--- Begin ---
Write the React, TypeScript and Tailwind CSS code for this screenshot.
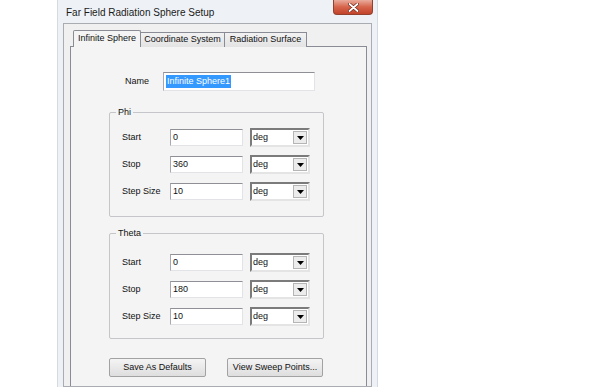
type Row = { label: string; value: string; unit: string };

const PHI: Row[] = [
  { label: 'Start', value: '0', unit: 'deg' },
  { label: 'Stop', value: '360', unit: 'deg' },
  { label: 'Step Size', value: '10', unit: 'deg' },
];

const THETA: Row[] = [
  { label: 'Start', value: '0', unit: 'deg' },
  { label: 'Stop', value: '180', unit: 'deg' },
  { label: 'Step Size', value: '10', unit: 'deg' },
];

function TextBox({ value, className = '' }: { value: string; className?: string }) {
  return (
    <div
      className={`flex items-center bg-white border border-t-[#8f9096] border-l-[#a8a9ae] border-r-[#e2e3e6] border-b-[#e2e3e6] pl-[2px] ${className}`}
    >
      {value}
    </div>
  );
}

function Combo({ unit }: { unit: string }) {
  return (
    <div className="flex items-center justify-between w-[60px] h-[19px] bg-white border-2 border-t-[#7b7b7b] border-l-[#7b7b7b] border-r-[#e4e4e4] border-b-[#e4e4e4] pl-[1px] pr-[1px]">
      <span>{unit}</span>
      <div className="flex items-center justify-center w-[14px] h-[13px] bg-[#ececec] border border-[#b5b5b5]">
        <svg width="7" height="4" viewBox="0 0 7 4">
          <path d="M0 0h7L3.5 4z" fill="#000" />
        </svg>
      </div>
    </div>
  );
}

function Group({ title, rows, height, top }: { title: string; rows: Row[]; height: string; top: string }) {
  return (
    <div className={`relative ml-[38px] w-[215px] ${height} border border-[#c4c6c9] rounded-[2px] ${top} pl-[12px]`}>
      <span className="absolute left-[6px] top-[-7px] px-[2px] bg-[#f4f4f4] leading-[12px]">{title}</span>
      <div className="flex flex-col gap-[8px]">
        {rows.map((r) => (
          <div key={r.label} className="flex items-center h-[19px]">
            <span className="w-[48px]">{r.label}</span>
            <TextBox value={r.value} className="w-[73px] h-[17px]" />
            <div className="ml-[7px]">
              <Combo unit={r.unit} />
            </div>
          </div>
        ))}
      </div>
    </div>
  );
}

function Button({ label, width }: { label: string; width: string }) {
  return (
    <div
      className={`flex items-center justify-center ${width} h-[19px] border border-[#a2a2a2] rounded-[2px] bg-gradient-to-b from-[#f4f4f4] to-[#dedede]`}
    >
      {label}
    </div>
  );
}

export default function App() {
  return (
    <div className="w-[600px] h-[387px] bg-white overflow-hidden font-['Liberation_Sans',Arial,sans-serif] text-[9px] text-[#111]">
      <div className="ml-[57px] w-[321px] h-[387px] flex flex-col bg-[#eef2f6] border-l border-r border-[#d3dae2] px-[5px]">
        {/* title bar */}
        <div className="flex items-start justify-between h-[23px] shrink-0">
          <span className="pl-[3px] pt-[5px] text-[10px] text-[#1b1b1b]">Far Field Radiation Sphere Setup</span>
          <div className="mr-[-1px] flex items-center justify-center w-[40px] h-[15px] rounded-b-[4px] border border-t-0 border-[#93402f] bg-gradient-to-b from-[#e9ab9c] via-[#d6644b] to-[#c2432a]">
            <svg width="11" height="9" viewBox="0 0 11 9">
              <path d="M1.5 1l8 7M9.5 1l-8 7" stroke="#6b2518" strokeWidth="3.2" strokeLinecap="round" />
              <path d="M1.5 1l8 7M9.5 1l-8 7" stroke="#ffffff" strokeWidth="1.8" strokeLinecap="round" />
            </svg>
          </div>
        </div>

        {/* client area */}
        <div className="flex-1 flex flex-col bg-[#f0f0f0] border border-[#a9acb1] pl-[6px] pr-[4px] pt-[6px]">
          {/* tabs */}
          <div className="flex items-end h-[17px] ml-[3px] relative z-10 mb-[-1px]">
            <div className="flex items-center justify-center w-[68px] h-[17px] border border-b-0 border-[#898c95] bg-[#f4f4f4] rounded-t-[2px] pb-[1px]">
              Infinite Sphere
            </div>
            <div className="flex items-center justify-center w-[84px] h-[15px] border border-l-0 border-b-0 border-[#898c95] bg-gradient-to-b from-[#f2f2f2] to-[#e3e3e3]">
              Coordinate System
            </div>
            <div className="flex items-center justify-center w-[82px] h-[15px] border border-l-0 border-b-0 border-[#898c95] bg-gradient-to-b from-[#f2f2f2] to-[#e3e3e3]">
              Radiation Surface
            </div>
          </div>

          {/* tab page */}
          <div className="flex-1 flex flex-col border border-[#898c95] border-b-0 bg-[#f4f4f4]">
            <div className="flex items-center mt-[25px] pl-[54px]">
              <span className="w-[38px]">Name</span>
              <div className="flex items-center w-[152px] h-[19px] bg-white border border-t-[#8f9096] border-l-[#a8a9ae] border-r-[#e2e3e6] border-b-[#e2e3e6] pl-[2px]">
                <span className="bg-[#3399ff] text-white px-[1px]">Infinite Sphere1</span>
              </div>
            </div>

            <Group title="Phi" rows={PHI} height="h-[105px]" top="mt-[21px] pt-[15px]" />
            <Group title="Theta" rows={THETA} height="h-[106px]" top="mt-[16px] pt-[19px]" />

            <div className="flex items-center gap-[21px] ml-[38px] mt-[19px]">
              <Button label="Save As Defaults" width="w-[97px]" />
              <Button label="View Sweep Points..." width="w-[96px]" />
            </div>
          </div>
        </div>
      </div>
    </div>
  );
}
--- End ---
:: Your instructions ::
Print out the lines exactly, skipping any picture.

:: Result of the exercise ::
Write the React, TypeScript and Tailwind CSS code for this screenshot.
type Row = { label: string; value: string; unit: string };

const PHI: Row[] = [
  { label: 'Start', value: '0', unit: 'deg' },
  { label: 'Stop', value: '360', unit: 'deg' },
  { label: 'Step Size', value: '10', unit: 'deg' },
];

const THETA: Row[] = [
  { label: 'Start', value: '0', unit: 'deg' },
  { label: 'Stop', value: '180', unit: 'deg' },
  { label: 'Step Size', value: '10', unit: 'deg' },
];

function TextBox({ value, className = '' }: { value: string; className?: string }) {
  return (
    <div
      className={`flex items-center bg-white border border-t-[#8f9096] border-l-[#a8a9ae] border-r-[#e2e3e6] border-b-[#e2e3e6] pl-[2px] ${className}`}
    >
      {value}
    </div>
  );
}

function Combo({ unit }: { unit: string }) {
  return (
    <div className="flex items-center justify-between w-[60px] h-[19px] bg-white border-2 border-t-[#7b7b7b] border-l-[#7b7b7b] border-r-[#e4e4e4] border-b-[#e4e4e4] pl-[1px] pr-[1px]">
      <span>{unit}</span>
      <div className="flex items-center justify-center w-[14px] h-[13px] bg-[#ececec] border border-[#b5b5b5]">
        <svg width="7" height="4" viewBox="0 0 7 4">
          <path d="M0 0h7L3.5 4z" fill="#000" />
        </svg>
      </div>
    </div>
  );
}

function Group({ title, rows, height, top }: { title: string; rows: Row[]; height: string; top: string }) {
  return (
    <div className={`relative ml-[38px] w-[215px] ${height} border border-[#c4c6c9] rounded-[2px] ${top} pl-[12px]`}>
      <span className="absolute left-[6px] top-[-7px] px-[2px] bg-[#f4f4f4] leading-[12px]">{title}</span>
      <div className="flex flex-col gap-[8px]">
        {rows.map((r) => (
          <div key={r.label} className="flex items-center h-[19px]">
            <span className="w-[48px]">{r.label}</span>
            <TextBox value={r.value} className="w-[73px] h-[17px]" />
            <div className="ml-[7px]">
              <Combo unit={r.unit} />
            </div>
          </div>
        ))}
      </div>
    </div>
  );
}

function Button({ label, width }: { label: string; width: string }) {
  return (
    <div
      className={`flex items-center justify-center ${width} h-[19px] border border-[#a2a2a2] rounded-[2px] bg-gradient-to-b from-[#f4f4f4] to-[#dedede]`}
    >
      {label}
    </div>
  );
}

export default function App() {
  return (
    <div className="w-[600px] h-[387px] bg-white overflow-hidden font-['Liberation_Sans',Arial,sans-serif] text-[9px] text-[#111]">
      <div className="ml-[57px] w-[321px] h-[387px] flex flex-col bg-[#eef2f6] border-l border-r border-[#d3dae2] px-[5px]">
        {/* title bar */}
        <div className="flex items-start justify-between h-[23px] shrink-0">
          <span className="pl-[3px] pt-[5px] text-[10px] text-[#1b1b1b]">Far Field Radiation Sphere Setup</span>
          <div className="mr-[-1px] flex items-center justify-center w-[40px] h-[15px] rounded-b-[4px] border border-t-0 border-[#93402f] bg-gradient-to-b from-[#e9ab9c] via-[#d6644b] to-[#c2432a]">
            <svg width="11" height="9" viewBox="0 0 11 9">
              <path d="M1.5 1l8 7M9.5 1l-8 7" stroke="#6b2518" strokeWidth="3.2" strokeLinecap="round" />
              <path d="M1.5 1l8 7M9.5 1l-8 7" stroke="#ffffff" strokeWidth="1.8" strokeLinecap="round" />
            </svg>
          </div>
        </div>

        {/* client area */}
        <div className="flex-1 flex flex-col bg-[#f0f0f0] border border-[#a9acb1] pl-[6px] pr-[4px] pt-[6px]">
          {/* tabs */}
          <div className="flex items-end h-[17px] ml-[3px] relative z-10 mb-[-1px]">
            <div className="flex items-center justify-center w-[68px] h-[17px] border border-b-0 border-[#898c95] bg-[#f4f4f4] rounded-t-[2px] pb-[1px]">
              Infinite Sphere
            </div>
            <div className="flex items-center justify-center w-[84px] h-[15px] border border-l-0 border-b-0 border-[#898c95] bg-gradient-to-b from-[#f2f2f2] to-[#e3e3e3]">
              Coordinate System
            </div>
            <div className="flex items-center justify-center w-[82px] h-[15px] border border-l-0 border-b-0 border-[#898c95] bg-gradient-to-b from-[#f2f2f2] to-[#e3e3e3]">
              Radiation Surface
            </div>
          </div>

          {/* tab page */}
          <div className="flex-1 flex flex-col border border-[#898c95] border-b-0 bg-[#f4f4f4]">
            <div className="flex items-center mt-[25px] pl-[54px]">
              <span className="w-[38px]">Name</span>
              <div className="flex items-center w-[152px] h-[19px] bg-white border border-t-[#8f9096] border-l-[#a8a9ae] border-r-[#e2e3e6] border-b-[#e2e3e6] pl-[2px]">
                <span className="bg-[#3399ff] text-white px-[1px]">Infinite Sphere1</span>
              </div>
            </div>

            <Group title="Phi" rows={PHI} height="h-[105px]" top="mt-[21px] pt-[15px]" />
            <Group title="Theta" rows={THETA} height="h-[106px]" top="mt-[16px] pt-[19px]" />

            <div className="flex items-center gap-[21px] ml-[38px] mt-[19px]">
              <Button label="Save As Defaults" width="w-[97px]" />
              <Button label="View Sweep Points..." width="w-[96px]" />
            </div>
          </div>
        </div>
      </div>
    </div>
  );
}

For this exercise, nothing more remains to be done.